Please recommend a nonfiction vacation book

Hey,
I’m fly fishing in Montana from Friday to Wednesday and looking for something to read on the flights and in the evenings on the deck.

For me, the perfect vacation book is light without being insipid. Something you can read after a long day of fishing and maybe too much sun. I’m a sucker for the kind of nonfiction that started life as a long magazine article and then was expanded into a book. The kind of “accessible” history that drives my history prof friend into a rage.

I also like a true crime book, but I have a weird hangup: in order for me to enjoy it, everyone involved has to have died long ago. I don’t like reading a true crime book and thinking about the victim’s mom having to see the author talking about it on TV, or whatever. So Lizzie Borden good, but some horrific murder last year bad, if that makes sense.

Books I consider perfect vacation books:

Devil in the White City and all of Larsen’s other books
The Match King
The Lost City of Z
Night of the Grizzlies

Krakatoa: The Day the World Exploded

The Right Stuff

Confederates In The Attic

Any of the Uncle Johns Bathroom Readers.

Pretty much anything by Bill Bryson. Largely travelogues but also some historical and accessible sciency stuff.

The Dawn of Everything: A New History of Humanity. One of the most life-changing books I’ve ever read.

Speaking of life-changing: The Chalice and the Blade: Our History, Our Future.

Speaking of true crime: Stamped from the Beginning: The Definitive History of Racist Ideas in America takes on the biggest true crime of them all.

Thanks for the suggestions, I’ve read some of these, but keep 'em coming!

Given the destination and what you’ll be doing, how about A River Runs Through It?

I’ve read it many, many times.

I enjoyed Ingenious. A good, easy to read history of things I didn’t know about Franklin.

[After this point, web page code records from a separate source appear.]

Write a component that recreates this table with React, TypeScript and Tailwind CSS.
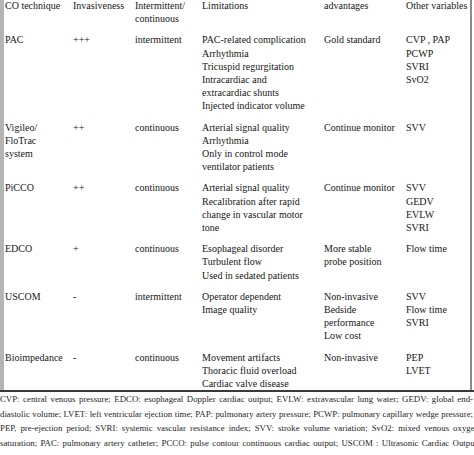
const rows: string[][][] = [
  [
    ["PAC"],
    ["+++"],
    ["intermittent"],
    [
      "PAC-related complication",
      "Arrhythmia",
      "Tricuspid regurgitation",
      "Intracardiac and",
      "extracardiac shunts",
      "Injected indicator volume",
    ],
    ["Gold standard"],
    ["CVP , PAP", "PCWP", "SVRI", "SvO2"],
  ],
  [
    ["Vigileo/", "FloTrac", "system"],
    ["++"],
    ["continuous"],
    ["Arterial signal quality", "Arrhythmia", "Only in control mode", "ventilator patients"],
    ["Continue monitor"],
    ["SVV"],
  ],
  [
    ["PiCCO"],
    ["++"],
    ["continuous"],
    ["Arterial signal quality", "Recalibration after rapid", "change in vascular motor", "tone"],
    ["Continue monitor"],
    ["SVV", "GEDV", "EVLW", "SVRI"],
  ],
  [
    ["EDCO"],
    ["+"],
    ["continuous"],
    ["Esophageal disorder", "Turbulent flow", "Used in sedated patients"],
    ["More stable", "probe position"],
    ["Flow time"],
  ],
  [
    ["USCOM"],
    ["-"],
    ["intermittent"],
    ["Operator dependent", "Image quality"],
    ["Non-invasive", "Bedside", "performance", "Low cost"],
    ["SVV", "Flow time", "SVRI"],
  ],
  [
    ["Bioimpedance"],
    ["-"],
    ["continuous"],
    ["Movement artifacts", "Thoracic fluid overload", "Cardiac valve disease"],
    ["Non-invasive"],
    ["PEP", "LVET"],
  ],
];

const header: string[][] = [
  ["CO technique"],
  ["Invasiveness"],
  ["Intermittent/", "continuous"],
  ["Limitations"],
  ["advantages"],
  ["Other variables"],
];

// footnote lines: the last two run a little past the right edge, as in the scan
const notes = [
  { text: "CVP: central venous pressure; EDCO: esophageal Doppler cardiac output; EVLW: extravascular lung water; GEDV: global end-", w: "w-[473px]" },
  { text: "diastolic volume; LVET: left ventricular ejection time; PAP: pulmonary artery pressure; PCWP: pulmonary capillary wedge pressure;", w: "w-[473px]" },
  { text: "PEP, pre-ejection period; SVRI: systemic vascular resistance index; SVV: stroke volume variation; SvO2: mixed venous oxygen", w: "w-[479px]" },
  { text: "saturation; PAC: pulmonary artery catheter; PCCO: pulse contour continuous cardiac output; USCOM : Ultrasonic Cardiac Output", w: "w-[477px]" },
];

function Row({ cells, last }: { cells: string[][]; last?: boolean }) {
  return (
    <div className={`grid grid-cols-[68px_62px_67px_122px_82px_1fr] ${last ? "" : "pb-2"}`}>
      {cells.map((lines, i) => (
        <div key={i}>
          {lines.map((l, j) => (
            <div key={j} className="whitespace-nowrap">
              {l}
            </div>
          ))}
        </div>
      ))}
    </div>
  );
}

export default function App() {
  return (
    <div className="w-[474px] h-[455px] overflow-hidden bg-white text-[#161616] [font-family:'Liberation_Serif',serif]">
      <div className="w-[472px] -mt-px border-l-4 border-r-2 border-l-[#b4b4b4] border-r-[#8c8c8c] pl-[1px] text-[10px] leading-[13.2px]">
        <Row cells={header} />
        {rows.map((r, i) => (
          <Row key={i} cells={r} last={i === rows.length - 1} />
        ))}
      </div>
      <div className="h-[2px] bg-[#3a3a3a]" />
      <div className="text-[8.8px] leading-[14.6px] text-[#262626]">
        {notes.map((n, i) => (
          <div key={i} className={`whitespace-nowrap text-justify [text-align-last:justify] ${n.w}`}>
            {n.text}
          </div>
        ))}
        <div>Monitor</div>
      </div>
    </div>
  );
}
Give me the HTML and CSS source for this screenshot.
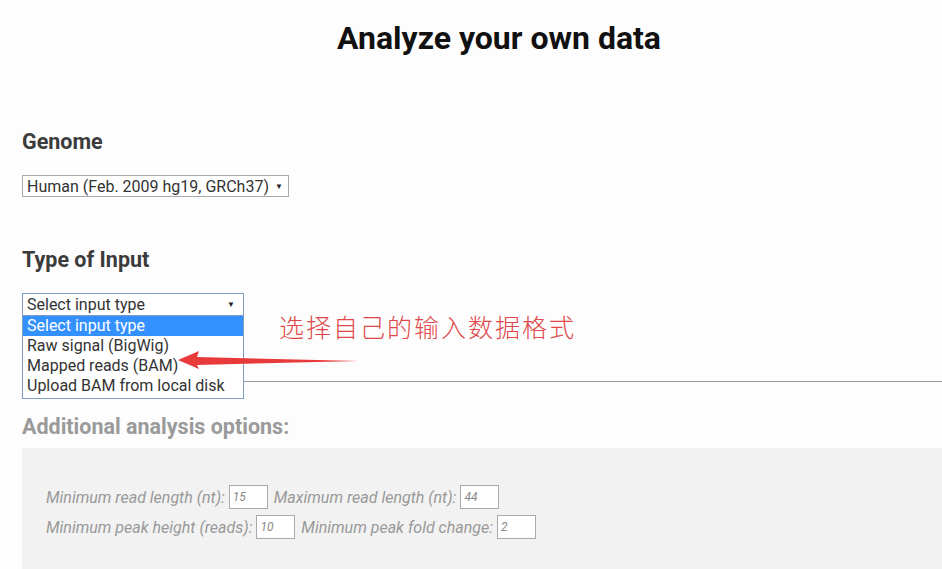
FILE: index.html
```html
<!DOCTYPE html>
<html>
<head>
<meta name="viewport" content="width=device-width, initial-scale=1">
<link rel="stylesheet" href="styles.css">
</head>
<body>

  <div class="page">
    <h1>Analyze your own data</h1>

    <h2 class="genome-title">Genome</h2>
    <div class="fake-select genome-select">
      <span>Human (Feb. 2009 hg19, GRCh37)</span>
      <span class="caret">&#9660;</span>
    </div>

    <h2 class="input-title">Type of Input</h2>
    <div class="select-wrap">
      <div class="fake-select input-select">
        <span>Select input type</span>
        <span class="caret">&#9660;</span>
      </div>
      <!-- the open dropdown list -->
      <ul class="options">
        <li class="picked">Select input type</li>
        <li>Raw signal (BigWig)</li>
        <li>Mapped reads (BAM)</li>
        <li>Upload BAM from local disk</li>
      </ul>
    </div>

    <hr>

    <h2 class="muted">Additional analysis options:</h2>
    <div class="options-panel">
      <div class="opt-row">
        <label>Minimum read length (nt):</label> <input type="text" value="15">
        <label>Maximum read length (nt):</label> <input type="text" value="44">
      </div>
      <div class="opt-row">
        <label>Minimum peak height (reads):</label> <input type="text" value="10">
        <label>Minimum peak fold change:</label> <input type="text" value="2">
      </div>
    </div>
  </div>

  <!-- annotation drawn over the screenshot -->
  <div class="note">选择自己的输入数据格式</div>
  <svg class="arrow" width="942" height="569" viewBox="0 0 942 569">
    <polygon points="178,360 199,351 197,357 359,361 197,365 199,369" fill="#e83a3a"/>
  </svg>

</body>
</html>
```

FILE: styles.css
```css
body {
  margin: 0;
  background-color: #fdfdfd;
  font-family: Roboto, "Liberation Sans", sans-serif;
  overflow: hidden;
  position: relative;
  height: 569px;
}

* {
  box-sizing: border-box;
}

.page {
  width: 954px;
  margin-left: 22px;
}

h1 {
  margin: 0;
  padding-top: 18px;
  text-align: center;
  font-size: 32px;
  line-height: 40px;
  font-weight: 700;
  color: #111;
}

h2 {
  margin: 0;
  font-size: 21.5px;
  line-height: 24px;
  font-weight: 700;
  color: #3b3b3b;
}

.genome-title {
  margin-top: 72px;
}

.input-title {
  margin-top: 51px;
}

/* select boxes drawn by hand */
.fake-select {
  display: flex;
  align-items: center;
  justify-content: space-between;
  background: #fff;
  border: 1px solid #a9a9a9;
  font-size: 16px;
  color: #333;
  padding: 0 4px;
  white-space: nowrap;
}

.caret {
  font-size: 8px;
  color: #222;
}

.genome-select {
  margin-top: 21px;
  width: 267px;
  height: 22px;
}

.genome-select .caret {
  margin-left: 6px;
  margin-right: 2px;
}

.select-wrap {
  position: relative;
  margin-top: 21px;
  width: 222px;
}

.input-select {
  height: 23px;
  border-color: #7f9dc4;
}

.input-select .caret {
  margin-right: 4px;
}

.options {
  position: absolute;
  top: 100%;
  left: 0;
  width: 222px;
  margin: 0;
  padding: 0;
  list-style: none;
  background: #fff;
  border: 1px solid #7f9dc4;
  border-top: none;
  font-size: 16px;
  color: #333;
  white-space: nowrap;
  z-index: 2;
}

.options li {
  height: 20px;
  line-height: 20px;
  padding-left: 4px;
}

.options li:last-child {
  height: 22px;
}

.options li.picked {
  background-color: #3390ff;
  color: #fff;
}

hr {
  margin: 65px 0 0 0;
  border: none;
  border-top: 1px solid #999;
  height: 1px;
}

.muted {
  margin-top: 33px;
  color: #9a9a9a;
}

.options-panel {
  margin-top: 9px;
  height: 200px;
  background-color: #f2f2f2;
  padding: 37px 24px 0 24px;
}

.opt-row {
  height: 30px;
  font-size: 16px;
  font-style: italic;
  color: #999;
  white-space: nowrap;
}

.opt-row input {
  width: 39px;
  height: 24px;
  border: 1px solid #aaa;
  background: #fff;
  font-family: Roboto, sans-serif;
  font-size: 12px;
  font-style: italic;
  color: #888;
  padding: 0 3px;
  vertical-align: middle;
  margin-right: 2px;
}

.opt-row label {
  vertical-align: middle;
}

.note {
  position: absolute;
  left: 279px;
  top: 308px;
  font-family: "Noto Sans CJK SC", sans-serif;
  font-size: 25px;
  letter-spacing: 2px;
  font-weight: 300;
  color: #e0474a;
}

.arrow {
  position: absolute;
  left: 0;
  top: 0;
  z-index: 3;
}
```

Amazon.com: Ingenious: A Biography of Benjamin Franklin, Scientist: 9780393882230: Munson, Richard: Books

You might try some of Hampton Sides’ books. I recently read “Hellhound on his Trail”, which is about the hunt for MLK’s killer. Very well researched and reads like a novel.

Thanks that is right in my vacation read sweet spot, especially the one on the polar expedition.

Disastrous expeditions and explorations, along with general survival stories are my favorite reads. This interest was sparked when I read “White Nile”, about the various explorations for the source of the river by several ill-fated British men. I’ve read several books about polar exploration, including the riveting journey of Shackleton and crew to Antarctica, and the horror that was the John Franklin exploration of the Arctic.

You’d enjoy the Lost City of Z about a failed expedition.

“In the Reign of Rothstein” by Donald Henderson Clarke

Arnold Rothstein (January 17, 1882 – November 6, 1928),[1] nicknamed “The Brain”, was an American racketeer, crime boss, businessman, and gambler who became a kingpin of the Jewish Mob in New York City. - Arnold Rothstein - Wikipedia

An entertaining read of long dead gangsters written by a newspaperman. It’s on Internet Archive.

I recommend:

Indian Creek Chronicles by Pete Fromm. A good book to read on a Montana fishing vacation – or any other vacation.

The Sex Lives of Cannibals by J. Maarten Troost. I re-read this when I take vacations to the coast. Be prepared to be heartbroken at the utter level of filth and poverty the natives of Kiribati live in.

Mary Celeste by Paul Begg. A good overview of the Mary Celeste mystery without fanwanking the outlandish theories (aliens, time travel, etc.) while also going into a bit of the ship’s pre- and subsequent history.

Survivng the Extremes, by Ken Kamler. This one’s a bit different. Kamler is an MD and adventure junkie who has joined several/many expeditions to remote locales as the expedition doctor. In that capacity he’s treated all manner of illness and injury, all occurring miles away from any hospital or clinic. He recounts many of those incidents in the book and discusses why some people make it out alive and some die of seemingly innocuous injuries or maladies.

Dig, by Frank Clune. It’s about the Burke and Wills expedition which, if you are unfamiliar with it, was an attempt to map part of the interior of Australia between Melbourne and the Gulf of Carpentaria ca. 1860. Think the Lewis and Clark expedition but led by unprepared morons. I confess it’s been a handful of years since I’ve read this one but I remember it being an absolutely wonderful book about a very sad tale.

And since you asked for my opinion on fiction, I’ll throw in Bucking the Sun by Ivan Doig. Historical fiction, northern Montana… it has it all. Plus, it’s Doig – he never wrote a stinker.

Into Thin Air

Read it. I’ve read most survival and exploration books out there.

The second post in this thread had a recommendation for Confederates In The Attic by Tony Horwitz. He also wrote Spying On The South about a trip he took retracing the path of Frederick Law Olmstead’s trips around the antebellum South, which is a good read.

Read it and everything else by him.

IMHO, the best ones have a healthy dose of colonial hubris mixed in. Got my pith helmet flag and tea, let’s conquer a continent.